Copy each line that has the string "this" somewhere in it.

===== Supplied data =====

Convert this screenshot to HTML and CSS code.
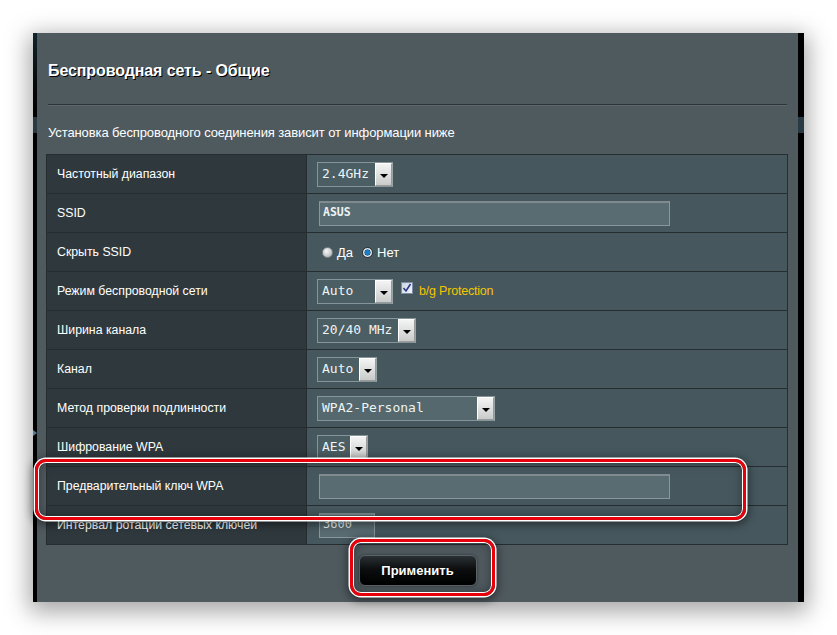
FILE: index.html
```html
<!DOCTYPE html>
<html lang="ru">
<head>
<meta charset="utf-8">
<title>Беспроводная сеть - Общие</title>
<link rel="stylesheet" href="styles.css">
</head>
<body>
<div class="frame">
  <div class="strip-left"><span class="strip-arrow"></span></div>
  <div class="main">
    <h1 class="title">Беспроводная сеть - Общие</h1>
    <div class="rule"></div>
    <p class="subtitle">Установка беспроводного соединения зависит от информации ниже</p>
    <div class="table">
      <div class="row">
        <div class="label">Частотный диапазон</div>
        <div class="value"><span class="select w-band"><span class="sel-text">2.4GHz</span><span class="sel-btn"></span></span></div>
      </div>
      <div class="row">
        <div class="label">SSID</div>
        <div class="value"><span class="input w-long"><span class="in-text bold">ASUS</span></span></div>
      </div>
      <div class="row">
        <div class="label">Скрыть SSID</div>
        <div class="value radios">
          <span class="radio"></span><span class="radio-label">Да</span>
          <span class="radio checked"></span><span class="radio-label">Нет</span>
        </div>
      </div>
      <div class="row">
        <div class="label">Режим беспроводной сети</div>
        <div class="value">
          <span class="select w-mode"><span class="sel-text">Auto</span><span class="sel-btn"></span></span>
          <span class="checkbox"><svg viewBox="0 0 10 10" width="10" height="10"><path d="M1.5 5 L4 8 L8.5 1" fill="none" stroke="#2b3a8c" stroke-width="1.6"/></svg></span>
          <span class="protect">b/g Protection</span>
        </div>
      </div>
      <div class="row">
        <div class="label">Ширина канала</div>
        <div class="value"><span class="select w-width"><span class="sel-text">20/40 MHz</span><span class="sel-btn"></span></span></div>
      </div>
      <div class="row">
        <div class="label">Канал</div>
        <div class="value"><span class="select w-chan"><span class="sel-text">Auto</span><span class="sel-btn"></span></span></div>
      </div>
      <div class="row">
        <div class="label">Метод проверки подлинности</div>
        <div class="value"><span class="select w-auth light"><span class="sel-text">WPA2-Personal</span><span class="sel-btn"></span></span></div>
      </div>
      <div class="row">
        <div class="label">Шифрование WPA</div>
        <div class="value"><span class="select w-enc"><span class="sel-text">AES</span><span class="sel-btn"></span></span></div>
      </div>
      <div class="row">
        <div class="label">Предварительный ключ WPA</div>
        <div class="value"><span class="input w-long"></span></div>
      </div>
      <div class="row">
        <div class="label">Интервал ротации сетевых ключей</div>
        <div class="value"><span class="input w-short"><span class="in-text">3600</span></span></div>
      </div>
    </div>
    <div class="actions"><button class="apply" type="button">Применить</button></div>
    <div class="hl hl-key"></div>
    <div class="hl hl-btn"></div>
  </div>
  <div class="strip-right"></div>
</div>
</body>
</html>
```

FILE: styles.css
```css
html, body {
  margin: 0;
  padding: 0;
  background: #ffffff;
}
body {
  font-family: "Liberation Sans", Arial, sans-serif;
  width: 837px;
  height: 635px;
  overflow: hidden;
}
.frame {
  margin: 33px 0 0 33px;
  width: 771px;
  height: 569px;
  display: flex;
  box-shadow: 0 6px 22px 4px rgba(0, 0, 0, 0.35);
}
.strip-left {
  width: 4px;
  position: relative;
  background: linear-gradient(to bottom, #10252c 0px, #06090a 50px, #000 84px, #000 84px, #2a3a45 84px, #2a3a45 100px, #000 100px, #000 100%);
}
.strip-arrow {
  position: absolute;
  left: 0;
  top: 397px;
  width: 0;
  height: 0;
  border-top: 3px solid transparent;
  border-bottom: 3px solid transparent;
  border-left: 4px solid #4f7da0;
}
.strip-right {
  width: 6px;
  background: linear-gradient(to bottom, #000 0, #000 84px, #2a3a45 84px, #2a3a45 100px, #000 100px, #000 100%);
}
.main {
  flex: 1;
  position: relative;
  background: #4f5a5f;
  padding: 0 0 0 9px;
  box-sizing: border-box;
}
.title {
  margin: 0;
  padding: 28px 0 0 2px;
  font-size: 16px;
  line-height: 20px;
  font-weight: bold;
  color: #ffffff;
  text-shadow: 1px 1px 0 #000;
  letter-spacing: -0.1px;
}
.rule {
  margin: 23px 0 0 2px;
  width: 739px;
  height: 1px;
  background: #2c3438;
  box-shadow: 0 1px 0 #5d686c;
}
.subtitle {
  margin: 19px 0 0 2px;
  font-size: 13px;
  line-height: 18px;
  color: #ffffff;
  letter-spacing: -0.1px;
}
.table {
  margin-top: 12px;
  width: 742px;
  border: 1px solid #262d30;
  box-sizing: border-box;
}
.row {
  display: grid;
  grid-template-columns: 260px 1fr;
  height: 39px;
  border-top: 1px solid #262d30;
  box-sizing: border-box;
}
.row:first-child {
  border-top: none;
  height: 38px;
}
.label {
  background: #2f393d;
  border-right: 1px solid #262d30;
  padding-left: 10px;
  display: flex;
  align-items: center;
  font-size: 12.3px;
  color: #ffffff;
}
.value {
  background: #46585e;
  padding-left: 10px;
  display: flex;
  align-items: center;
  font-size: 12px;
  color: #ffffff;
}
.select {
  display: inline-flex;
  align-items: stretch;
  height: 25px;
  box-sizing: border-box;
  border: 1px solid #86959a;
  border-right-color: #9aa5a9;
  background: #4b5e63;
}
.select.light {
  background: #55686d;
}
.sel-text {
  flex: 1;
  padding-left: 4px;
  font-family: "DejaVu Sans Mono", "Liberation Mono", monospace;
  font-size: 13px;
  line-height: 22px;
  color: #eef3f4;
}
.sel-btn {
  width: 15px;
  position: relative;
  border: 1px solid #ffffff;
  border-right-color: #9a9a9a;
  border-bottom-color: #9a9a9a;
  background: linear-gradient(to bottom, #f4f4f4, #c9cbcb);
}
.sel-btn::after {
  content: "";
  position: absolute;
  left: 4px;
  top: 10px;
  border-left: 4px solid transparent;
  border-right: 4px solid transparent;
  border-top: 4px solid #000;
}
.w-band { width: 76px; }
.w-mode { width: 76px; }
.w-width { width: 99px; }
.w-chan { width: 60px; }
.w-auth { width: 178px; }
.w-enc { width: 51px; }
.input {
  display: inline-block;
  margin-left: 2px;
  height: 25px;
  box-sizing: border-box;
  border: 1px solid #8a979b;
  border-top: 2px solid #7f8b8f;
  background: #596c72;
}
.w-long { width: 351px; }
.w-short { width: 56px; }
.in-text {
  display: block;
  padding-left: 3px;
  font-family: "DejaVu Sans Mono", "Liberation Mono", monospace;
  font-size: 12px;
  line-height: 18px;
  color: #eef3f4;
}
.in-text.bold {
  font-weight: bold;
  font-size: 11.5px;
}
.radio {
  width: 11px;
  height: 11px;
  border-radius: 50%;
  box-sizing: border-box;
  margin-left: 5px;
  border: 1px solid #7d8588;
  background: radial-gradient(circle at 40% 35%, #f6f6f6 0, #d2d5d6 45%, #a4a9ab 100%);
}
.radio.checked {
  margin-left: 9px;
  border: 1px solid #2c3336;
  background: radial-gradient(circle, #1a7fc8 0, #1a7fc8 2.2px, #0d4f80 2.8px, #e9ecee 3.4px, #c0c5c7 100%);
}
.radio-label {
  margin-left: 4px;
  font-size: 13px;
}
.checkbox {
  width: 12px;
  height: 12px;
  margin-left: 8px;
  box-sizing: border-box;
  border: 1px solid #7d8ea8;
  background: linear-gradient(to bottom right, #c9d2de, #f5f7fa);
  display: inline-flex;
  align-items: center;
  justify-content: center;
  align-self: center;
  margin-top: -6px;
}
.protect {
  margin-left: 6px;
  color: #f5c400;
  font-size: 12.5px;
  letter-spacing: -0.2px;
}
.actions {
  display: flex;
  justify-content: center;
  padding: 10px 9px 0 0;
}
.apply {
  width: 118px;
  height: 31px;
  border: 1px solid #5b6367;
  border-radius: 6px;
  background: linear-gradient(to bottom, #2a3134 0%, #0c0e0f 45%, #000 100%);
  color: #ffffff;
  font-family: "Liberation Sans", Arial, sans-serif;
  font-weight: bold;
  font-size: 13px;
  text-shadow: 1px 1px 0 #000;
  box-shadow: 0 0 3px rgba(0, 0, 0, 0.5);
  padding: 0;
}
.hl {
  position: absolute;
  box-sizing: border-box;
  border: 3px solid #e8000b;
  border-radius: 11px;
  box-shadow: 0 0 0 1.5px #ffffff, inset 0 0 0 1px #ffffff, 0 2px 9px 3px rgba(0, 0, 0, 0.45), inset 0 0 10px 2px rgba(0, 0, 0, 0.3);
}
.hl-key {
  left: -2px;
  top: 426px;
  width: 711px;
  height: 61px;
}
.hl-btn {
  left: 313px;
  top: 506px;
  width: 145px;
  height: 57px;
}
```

=====
===== Supplied data =====

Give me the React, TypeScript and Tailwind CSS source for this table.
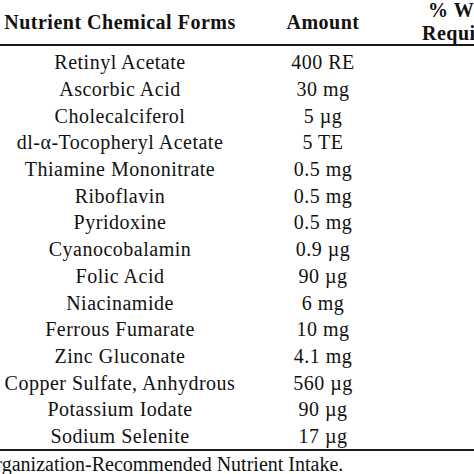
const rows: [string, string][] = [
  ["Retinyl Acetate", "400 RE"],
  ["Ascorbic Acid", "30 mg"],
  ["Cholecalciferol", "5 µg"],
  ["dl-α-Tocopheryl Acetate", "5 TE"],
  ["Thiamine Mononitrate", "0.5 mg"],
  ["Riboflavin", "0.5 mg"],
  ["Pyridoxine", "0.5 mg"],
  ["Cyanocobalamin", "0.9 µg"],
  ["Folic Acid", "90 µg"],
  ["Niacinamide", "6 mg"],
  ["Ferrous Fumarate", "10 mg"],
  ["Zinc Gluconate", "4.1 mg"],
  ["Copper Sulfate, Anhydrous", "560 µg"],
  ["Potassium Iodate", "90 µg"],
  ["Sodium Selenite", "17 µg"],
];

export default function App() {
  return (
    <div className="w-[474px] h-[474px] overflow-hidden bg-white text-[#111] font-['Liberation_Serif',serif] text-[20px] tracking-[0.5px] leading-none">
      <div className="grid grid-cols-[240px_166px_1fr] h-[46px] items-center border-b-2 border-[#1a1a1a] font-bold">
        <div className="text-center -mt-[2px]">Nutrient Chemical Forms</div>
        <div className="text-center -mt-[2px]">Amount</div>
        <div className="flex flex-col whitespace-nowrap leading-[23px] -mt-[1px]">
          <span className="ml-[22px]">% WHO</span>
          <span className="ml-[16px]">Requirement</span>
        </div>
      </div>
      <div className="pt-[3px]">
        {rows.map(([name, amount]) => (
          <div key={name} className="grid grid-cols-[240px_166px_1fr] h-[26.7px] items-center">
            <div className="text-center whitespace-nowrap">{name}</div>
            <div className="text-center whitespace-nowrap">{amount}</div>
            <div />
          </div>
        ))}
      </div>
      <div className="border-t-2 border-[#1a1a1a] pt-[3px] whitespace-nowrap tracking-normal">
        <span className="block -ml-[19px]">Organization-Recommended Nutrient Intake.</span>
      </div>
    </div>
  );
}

=====

• _Task output_
Convert this screenshot to HTML and CSS code.
Give me the React, TypeScript and Tailwind CSS source for this table.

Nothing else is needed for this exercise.